Eliminar contradições erróneas 
 O Concílio Vaticano II, com a nova definição da relação entre a fé da Igreja e determinados elementos essenciais do pensamento moderno, reviu ou, melhor, corrigiu algumas decisões históricas, mas nesta aparente descontinuidade, manteve e aprofundou a sua íntima natureza e a sua verdadeira identidade. A Igreja, quer antes quer depois do Concílio é a mesma Igreja una, santa, católica e apostólica peregrina nos tempos. (...). Quem pensava que, com este «sim» fundamental à Idade Moderna se iam dissipar todas as tensões e a «abertura ao mundo» transformasse tudo em pura harmonia, tinha minimizado a as tensões interiores e as contradições da própria idade moderna; e subvalorizado a perigosa fragilidade da natureza humana que, em todos os períodos da história e em cada constelação histórica é uma ameaça para o caminho do homem. Estes perigos com as novas possibilidades e com o novo poder do homem sobre a matéria e sobre si mesmo, não desapareceram, mas assumem novas dimensões: um olhar sobre a história actual demonstra-o claramente. Também no nosso tempo, a Igreja permanece um «sinal de contradição». (...). Não podia ser intenção do Concílio abolir esta contradição do Evangelho em relação aos perigos e aos erros do homem.
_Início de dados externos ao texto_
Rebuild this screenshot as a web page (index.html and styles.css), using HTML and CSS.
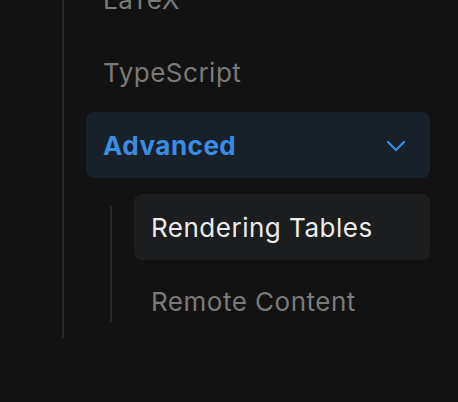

Era, porém, realmente sua intenção deixar de lado contradições erróneas ou supérfluas, para apresentar a este nosso mundo a exigência do Evangelho em toda a sua grandeza e pureza. O passo dado pelo Concílio no sentido da idade moderna que, de modo tão impreciso, foi apresentado como «abertura ao mundo» pertence , em última análise, ao perene problema da relação entre fé e razão que se apresenta sempre de novas formas. 

Diálogo entre razão e fé 
A situação que o Concílio devia enfrentar é comparável aos acontecimentos das épocas precedentes. São Pedro, na sua primeira Carta, tinha exortado os cristãos a estar sempre prontos a responder ("apo-logia") a quem quer que perguntasse o logos, a razão da sua fé (3,15). Isto significava que a fé bíblica devia entrar em debate e, em relação com a cultura grega, aprender a reconhecer - mediante a interpretação - a linha de distinção, mas igualmente, o contacto e a afinidade entre elas na única razão dada por Deus. Quando, no século XIII, através dos filósofos judeus e árabes, o pensamento aristotélico entrou em contacto com a cristandade medieval formada na tradição platónica e que, fé e razão, correram o risco de entrar em contradição inconciliável, foi, sobretudo, S. Tomás de Aquino a mediar o novo encontro entre fé e filosofia aristotélica, colocando, assim, a fé em uma relação positiva com a forma de raciocínio dominante no seu tempo. O difícil debate entre a razão moderna e a fé que, num primeiro momento, com o processo a Galileu, se iniciou de modo negativo, certamente conheceu muitas fases, mas com o Concílio Vaticano II chegou a hora em que se requeria uma ampla reflexão. O seu conteúdo, nos textos conciliares, foi traçado só em linhas gerais, mas com isto determinou a direcção essencial. Deste modo, o diálogo entre razão e fé, hoje particularmente importante, encontrou a sua orientação no Vaticano II. Agora, este diálogo precisa de desenvolver-se com grande abertura mental, mas igualmente com aquela clareza de discernimento dos espíritos que o mundo, justificadamente, espera de nós neste preciso momento. (...).»